How Much Should You Put Down on a House?
You should put down as much as you can realistically afford and maintain financial stability. While a 20% or more home down payment is recommended, it’s not always feasible. Consider the highest amount you can comfortably put down without depleting your emergency fund or other savings.
You don’t want to be left financially strained simply because you put all your resources into the home down payment. Use online mortgage calculators to check how different down payment rates will affect your monthly mortgage payment.
Additional Considerations to Determine Your Home Down Payment Amount
Below are other factors you may need to take into consideration when deciding on your down payment amount:
Closing costs: Ensure you have enough to cover closing costs, which range between 2% and 6% of the loan amount.
Moving expenses: Moving can be costly, so ensure you have enough set aside for this purpose.
Emergency fund: It’s important to maintain an emergency fund even after making a down payment on a house.
Home repairs and renovations: New homes often require repairs, renovations, and personalization. Set aside some money for these expenses before making a down payment for a house.
Other financial goals: Your house down payment shouldn’t derail your savings for other financial goals such as retirement, college education, or paying off debt.
Consider your options: The available options will dictate the down payment you can make by a large margin. For example, a VA loan allows you to put down little to no money without mortgage insurance. For FHA and USDA loans, you will have to pay insurance regardless of the down payment amount or equity.
Strategies for Saving for a Home Down Payment
If you struggle with saving money, the following strategies can help you get started:
Create a budget and a timeline: Determine how much you need to save and create a budget to help reach your savings goal within the desired timeline.
Cut expenses: Monitor your spending habits and identify areas where you can make cuts. For example, you can start cooking at home instead of eating out.
Consider additional income sources: If your current job doesn’t allow extra savings, consider taking a part-time job or freelancing.
Automate savings: Automate transfers from your checking account to a savings account. This way, you won’t have to make the conscious and difficult decision to save.
Consider high-yield savings accounts: Now that your ducks are in a row, look for ways to earn maximum return on your savings. High-yield savings and money market accounts are some options you can explore.
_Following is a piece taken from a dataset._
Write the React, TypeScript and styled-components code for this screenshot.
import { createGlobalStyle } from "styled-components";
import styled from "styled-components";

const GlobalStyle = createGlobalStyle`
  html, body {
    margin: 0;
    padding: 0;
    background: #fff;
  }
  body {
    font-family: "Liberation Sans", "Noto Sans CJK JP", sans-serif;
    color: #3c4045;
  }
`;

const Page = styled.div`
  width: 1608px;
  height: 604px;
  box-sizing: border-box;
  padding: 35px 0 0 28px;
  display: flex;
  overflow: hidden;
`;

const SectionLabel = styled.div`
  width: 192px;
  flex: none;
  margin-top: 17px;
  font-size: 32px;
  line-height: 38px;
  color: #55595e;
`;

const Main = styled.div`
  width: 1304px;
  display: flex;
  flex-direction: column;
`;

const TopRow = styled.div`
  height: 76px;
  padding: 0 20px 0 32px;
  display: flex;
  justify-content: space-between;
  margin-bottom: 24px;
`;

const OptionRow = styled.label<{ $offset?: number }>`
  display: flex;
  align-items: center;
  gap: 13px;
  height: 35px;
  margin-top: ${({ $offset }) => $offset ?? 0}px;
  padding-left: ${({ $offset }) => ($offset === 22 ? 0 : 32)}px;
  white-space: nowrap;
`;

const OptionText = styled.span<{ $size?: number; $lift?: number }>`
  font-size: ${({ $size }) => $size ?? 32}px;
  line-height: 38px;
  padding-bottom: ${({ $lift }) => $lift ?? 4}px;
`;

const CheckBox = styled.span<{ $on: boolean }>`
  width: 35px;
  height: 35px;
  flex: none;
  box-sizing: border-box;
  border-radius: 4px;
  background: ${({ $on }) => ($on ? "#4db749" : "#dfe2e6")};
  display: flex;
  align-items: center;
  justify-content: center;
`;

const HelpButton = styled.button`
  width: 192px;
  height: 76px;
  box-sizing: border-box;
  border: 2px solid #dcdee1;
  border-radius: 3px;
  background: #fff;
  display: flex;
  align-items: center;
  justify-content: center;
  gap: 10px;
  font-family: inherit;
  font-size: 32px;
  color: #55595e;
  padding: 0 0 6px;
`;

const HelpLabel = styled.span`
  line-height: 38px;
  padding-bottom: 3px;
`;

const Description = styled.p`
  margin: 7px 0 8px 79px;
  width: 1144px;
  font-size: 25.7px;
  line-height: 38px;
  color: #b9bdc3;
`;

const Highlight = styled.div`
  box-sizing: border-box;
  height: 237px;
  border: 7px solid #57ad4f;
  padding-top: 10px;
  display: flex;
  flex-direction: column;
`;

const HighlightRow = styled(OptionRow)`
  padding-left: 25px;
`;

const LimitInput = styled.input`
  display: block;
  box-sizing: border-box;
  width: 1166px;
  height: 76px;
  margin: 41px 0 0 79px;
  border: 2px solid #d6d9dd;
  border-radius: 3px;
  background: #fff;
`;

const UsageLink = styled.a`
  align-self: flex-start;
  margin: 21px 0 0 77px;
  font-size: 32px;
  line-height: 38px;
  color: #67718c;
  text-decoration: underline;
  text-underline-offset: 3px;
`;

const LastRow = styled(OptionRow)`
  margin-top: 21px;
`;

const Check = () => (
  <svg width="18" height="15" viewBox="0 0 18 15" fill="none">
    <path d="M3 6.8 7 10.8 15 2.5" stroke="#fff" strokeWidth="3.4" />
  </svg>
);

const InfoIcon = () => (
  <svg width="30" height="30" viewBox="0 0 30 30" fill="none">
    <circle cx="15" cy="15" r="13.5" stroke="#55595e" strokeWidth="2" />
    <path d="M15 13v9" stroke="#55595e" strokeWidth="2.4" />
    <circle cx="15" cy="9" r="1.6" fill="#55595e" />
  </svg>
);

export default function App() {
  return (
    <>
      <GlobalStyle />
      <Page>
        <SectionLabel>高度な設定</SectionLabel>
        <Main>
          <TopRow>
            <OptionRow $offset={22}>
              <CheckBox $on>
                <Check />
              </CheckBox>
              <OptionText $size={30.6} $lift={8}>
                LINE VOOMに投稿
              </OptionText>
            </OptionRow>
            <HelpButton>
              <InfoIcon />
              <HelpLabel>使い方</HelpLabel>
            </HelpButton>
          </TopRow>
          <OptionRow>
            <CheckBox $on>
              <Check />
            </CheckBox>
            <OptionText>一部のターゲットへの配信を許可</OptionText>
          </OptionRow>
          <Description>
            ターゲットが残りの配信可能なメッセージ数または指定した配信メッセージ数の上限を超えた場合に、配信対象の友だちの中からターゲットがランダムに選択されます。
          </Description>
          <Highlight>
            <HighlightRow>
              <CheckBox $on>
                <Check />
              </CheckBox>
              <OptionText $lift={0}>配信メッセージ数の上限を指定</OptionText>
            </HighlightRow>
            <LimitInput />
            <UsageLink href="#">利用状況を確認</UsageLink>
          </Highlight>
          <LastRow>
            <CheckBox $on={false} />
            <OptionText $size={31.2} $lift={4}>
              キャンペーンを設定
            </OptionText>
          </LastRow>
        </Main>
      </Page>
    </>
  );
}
How to Buy a House With No Money Down
To buy a house with no money down, consider the following options:
- VA loans
- USDA loans
- FHA loans
- Down payment assistance programs
Down Payment Assistance Programs for First-Time Homebuyers
Being unable or unwilling to save shouldn’t stop you from realizing your dream of first-time homeownership. . Besides the favorable government-backed loans, there are other down payment assistance programs such as those from:
State housing finance agencies (HFAs): These offer low- and no-interest loans and grants for down payments and closing costs.
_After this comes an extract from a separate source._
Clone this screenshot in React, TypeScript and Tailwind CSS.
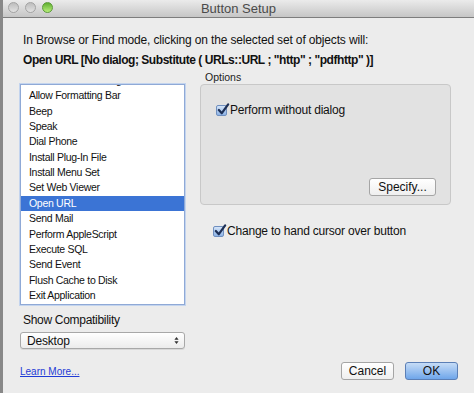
import React from "react";

const items = [
  "Show Custom Dialog",
  "Allow Formatting Bar",
  "Beep",
  "Speak",
  "Dial Phone",
  "Install Plug-In File",
  "Install Menu Set",
  "Set Web Viewer",
  "Open URL",
  "Send Mail",
  "Perform AppleScript",
  "Execute SQL",
  "Send Event",
  "Flush Cache to Disk",
  "Exit Application",
];

function Check() {
  return (
    <span className="relative inline-block w-[11px] h-[11px] rounded-[2px] border border-[#6f8fbf] bg-gradient-to-b from-[#d4e4f8] to-[#8db3e6] shrink-0">
      <svg viewBox="0 0 14 14" className="absolute left-[0px] top-[-3px] w-[13px] h-[13px]">
        <path d="M2 7.5 L5.2 11 L12 1.5" fill="none" stroke="#1d2f55" strokeWidth="2.4" strokeLinecap="round" strokeLinejoin="round" />
      </svg>
    </span>
  );
}

export default function App() {
  return (
    <div
      className="w-[474px] h-[393px] overflow-hidden bg-[#888] flex"
      style={{ fontFamily: '"Liberation Sans", Arial, sans-serif' }}
    >
      <div className="ml-[3px] flex-1 flex flex-col bg-[#ececec] text-[#111]">
        {/* title bar */}
        <div className="relative h-[18px] shrink-0 bg-gradient-to-b from-[#ebebeb] to-[#c6c6c6] border-b border-[#7d7d7d] flex items-center justify-center">
          <div className="absolute left-[5px] top-[2px] flex gap-[6px]">
            <span className="w-[11px] h-[11px] rounded-full bg-gradient-to-b from-[#bdbdbd] to-[#e2e2e2] border border-[#a3a3a3]" />
            <span className="w-[11px] h-[11px] rounded-full bg-gradient-to-b from-[#bdbdbd] to-[#e2e2e2] border border-[#a3a3a3]" />
            <span className="w-[11px] h-[11px] rounded-full bg-gradient-to-b from-[#5fae2e] to-[#b8f07a] border border-[#5c9a3a]" />
          </div>
          <span className="text-[13px] text-[#4a4a4a] leading-none">Button Setup</span>
        </div>

        <div className="pl-[20px] pr-[16px] flex flex-col flex-1">
          <div className="mt-[15px] text-[12px] tracking-[-0.15px] leading-[14px] whitespace-nowrap">
            In Browse or Find mode, clicking on the selected set of objects will:
          </div>
          <div className="mt-[6px] text-[12px] tracking-[-0.45px] leading-[14px] font-bold whitespace-nowrap">
            Open URL [No dialog; Substitute ( URLs::URL ; "http" ; "pdfhttp" )]
          </div>

          <div className="flex mt-[3px]">
            {/* left column */}
            <div className="w-[165px] ml-[-3px] pt-[14px] flex flex-col">
              <div className="h-[221px] bg-white border border-[#8fa9d6] shadow-[0_0_0_1px_#c3d4ee] overflow-hidden">
                <div className="mt-[-12px]">
                  {items.map((it) => (
                    <div
                      key={it}
                      className={
                        "h-[15.38px] flex items-center pl-[8px] text-[10.5px] tracking-[-0.3px] whitespace-nowrap " +
                        (it === "Open URL" ? "bg-[#3b74d5] text-white" : "text-[#111]")
                      }
                    >
                      {it}
                    </div>
                  ))}
                </div>
              </div>
              <div className="mt-[8px] ml-[3px] text-[12px] tracking-[-0.3px] leading-[14px]">Show Compatibility</div>
              <div className="mt-[5px] h-[17px] rounded-[3px] border border-[#a8a8a8] bg-gradient-to-b from-[#ffffff] to-[#ececec] shadow-[0_1px_0_#d8d8d8] flex items-center justify-between pl-[6px] pr-[5px]">
                <span className="text-[12px] tracking-[-0.2px] leading-none">Desktop</span>
                <svg viewBox="0 0 6 10" className="w-[5px] h-[9px]">
                  <path d="M0.5 4 L3 0.8 L5.5 4 Z M0.5 6 L3 9.2 L5.5 6 Z" fill="#333" />
                </svg>
              </div>
            </div>

            {/* right column */}
            <div className="ml-[15px] w-[251px] flex flex-col">
              <div className="pl-[5px] h-[14px] text-[10.5px] leading-[14px] text-[#222]">Options</div>
              <div className="h-[121px] rounded-[4px] border border-[#c8c8c8] bg-[#e2e2e2] flex flex-col">
                <div className="mt-[18px] ml-[15px] flex items-center gap-[3px]">
                  <Check />
                  <span className="text-[12px] tracking-[-0.2px] leading-[14px]">Perform without dialog</span>
                </div>
                <div className="mt-auto mb-[8px] mr-[14px] self-end w-[67px] h-[18px] rounded-[3px] border border-[#a5a5a5] bg-gradient-to-b from-[#ffffff] to-[#efefef] flex items-center justify-center text-[12px]">
                  Specify...
                </div>
              </div>
              <div className="mt-[19px] ml-[13px] flex items-center gap-[3px]">
                <Check />
                <span className="text-[12px] tracking-[-0.2px] leading-[14px]">Change to hand cursor over button</span>
              </div>
            </div>
          </div>

          <div className="mt-auto mb-[13px] flex items-center">
            <span className="ml-[-3px] text-[10px] text-[#1f3bd6] underline">Learn More...</span>
            <div className="ml-auto flex gap-[11px]">
              <div className="w-[53px] h-[18px] rounded-[3px] border border-[#a5a5a5] bg-gradient-to-b from-[#ffffff] to-[#efefef] flex items-center justify-center text-[12px]">
                Cancel
              </div>
              <div className="w-[53px] h-[18px] rounded-[3px] border border-[#5b7fb6] bg-gradient-to-b from-[#c6dcf6] to-[#6fa6ea] flex items-center justify-center text-[12px]">
                OK
              </div>
            </div>
          </div>
        </div>
      </div>
    </div>
  );
}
Nonprofits: Organizations such as Habitat for Humanity provide opportunities for affordable homeownership through various ways such as financial education and sweat equity.
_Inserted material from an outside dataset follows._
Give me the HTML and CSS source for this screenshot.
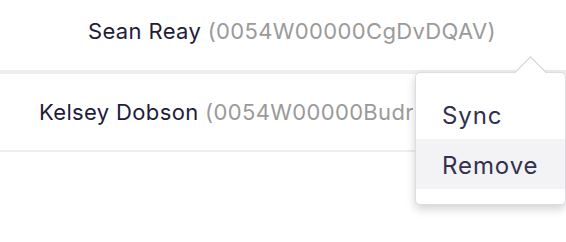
FILE: index.html
```
<!DOCTYPE html>
<html>
<head>
<meta charset="utf-8">
<link rel="stylesheet" href="styles.css">
</head>
<body>
<div class="list">
  <div class="row row-first">
    <span class="name">Sean Reay</span> <span class="id">(0054W00000CgDvDQAV)</span>
  </div>
  <div class="row row-second">
    <div class="cell"><span class="name">Kelsey Dobson</span> <span class="id">(0054W00000BudrQQAR)</span></div>
  </div>
</div>
<div class="menu">
  <div class="arrow"></div>
  <div class="item">Sync</div>
  <div class="item active">Remove</div>
</div>
</body>
</html>
```
FILE: styles.css
```
html, body {
  margin: 0;
  padding: 0;
  background: #ffffff;
  font-family: Inter, "Noto Sans", sans-serif;
  overflow: hidden;
}
.list {
  width: 566px;
}
.row {
  font-size: 22px;
  line-height: 30px;
  letter-spacing: 0.35px;
  white-space: nowrap;
  overflow: hidden;
}
.row-first {
  height: 54px;
  padding-top: 16px;
  padding-left: 88px;
  border-bottom: 4px solid #eeeeee;
}
.row-second {
  height: 53px;
  padding-top: 23px;
  padding-left: 39px;
  border-bottom: 2px solid #eeeeee;
}
.cell {
  width: 374px;
  overflow: hidden;
}
.name {
  color: #1e1c3a;
}
.id {
  color: #9a9a9a;
}
.menu {
  position: absolute;
  left: 415px;
  top: 72px;
  width: 149px;
  padding: 16px 0 15px;
  background: #ffffff;
  border: 1px solid #dcdce2;
  border-radius: 5px;
  box-shadow: 0 4px 10px rgba(0, 0, 0, 0.18);
}
.arrow {
  position: absolute;
  left: 103px;
  top: -12px;
  width: 22px;
  height: 22px;
  background: #ffffff;
  border-top: 1px solid #cfcfdb;
  border-left: 1px solid #cfcfdb;
  transform: rotate(45deg);
}
.item {
  position: relative;
  height: 50px;
  line-height: 54px;
  padding-left: 26px;
  font-size: 24px;
  letter-spacing: 0.9px;
  color: #33314f;
}
.item.active {
  background: #f3f3f6;
}
```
Employers: Some employers offer down payment assistance as part of their employee benefits package.
Government programs: Some states and local governments offer grants and forgivable loans that can be used towards a down payment.
Can You Make a Down Payment on the Cost of a Tiny House?
Yes, you can put a down payment on a tiny house. The cost of tiny houses can also be financed, but the options may vary depending on whether your tiny house is classified as an RV or a permanent residence. For tiny homes being purchased from tiny house builders providing RVIA (Recreational Vehicle Industry Association)-certified houses, RV loans are a popular option. These loans are similar to conventional car loans and require a 15-20% down payment.
For permanent tiny houses built on a foundation, financing options may include traditional mortgages or personal loans. In these cases, the down payment requirements may vary depending on credit score and lender.
20% Down Payment: A Suggestion, Not a Requirement
Contrary to popular belief, you don’t need a 20% down payment to buy a house. However, the 20% threshold is essential to avoid mortgage insurance. Remember that home prices directly correlate with down payment requirements, meaning that higher-priced homes will require a bigger down payment.
Credit score also determines how much the lender will ask for as a down payment. For lower down payments, consider government loans, but remember that you will have to pay mortgage insurance for the entire loan duration.
FAQs
How much do you need for a down payment on a $300,000 house?
You need about $60,000 for a down payment on a $300,000 house. This is equivalent to 20% of the total purchase price, meaning you will avoid private mortgage insurance (PMI) for conventional mortgages and secure a better interest rate. However, as low as $15,000 could be enough for government-backed loans.
Can I put down less than 20% on a house?
Yes, you can put down less than 20%. If it’s a conventional loan, you will need to pay mortgage insurance until you reach 20% equity in your home. For government-backed loans such as FHA or USDA, mortgage insurance premiums apply regardless of the down payment amount.
What is a minimum down payment on a house?
The minimum down payment for a house varies depending on the type of loan and the lender’s requirements. Conventional loans can have as low as 3% down payment, FHA loans require a minimum down payment of 3.5%, while USDA and VA loans don’t have a specific minimum amount.
Is $20,000 enough for a down payment on a house?
Yes, $20,000 can be enough for a down payment on a house, depending on the purchase price, credit score, and loan type. For the average home valued at $300,000, a down payment of $20,000 would cover approximately 7% of its price. In most cases, this wouldn’t be enough for a conventional loan but might be sufficient for an FHA or USDA loan.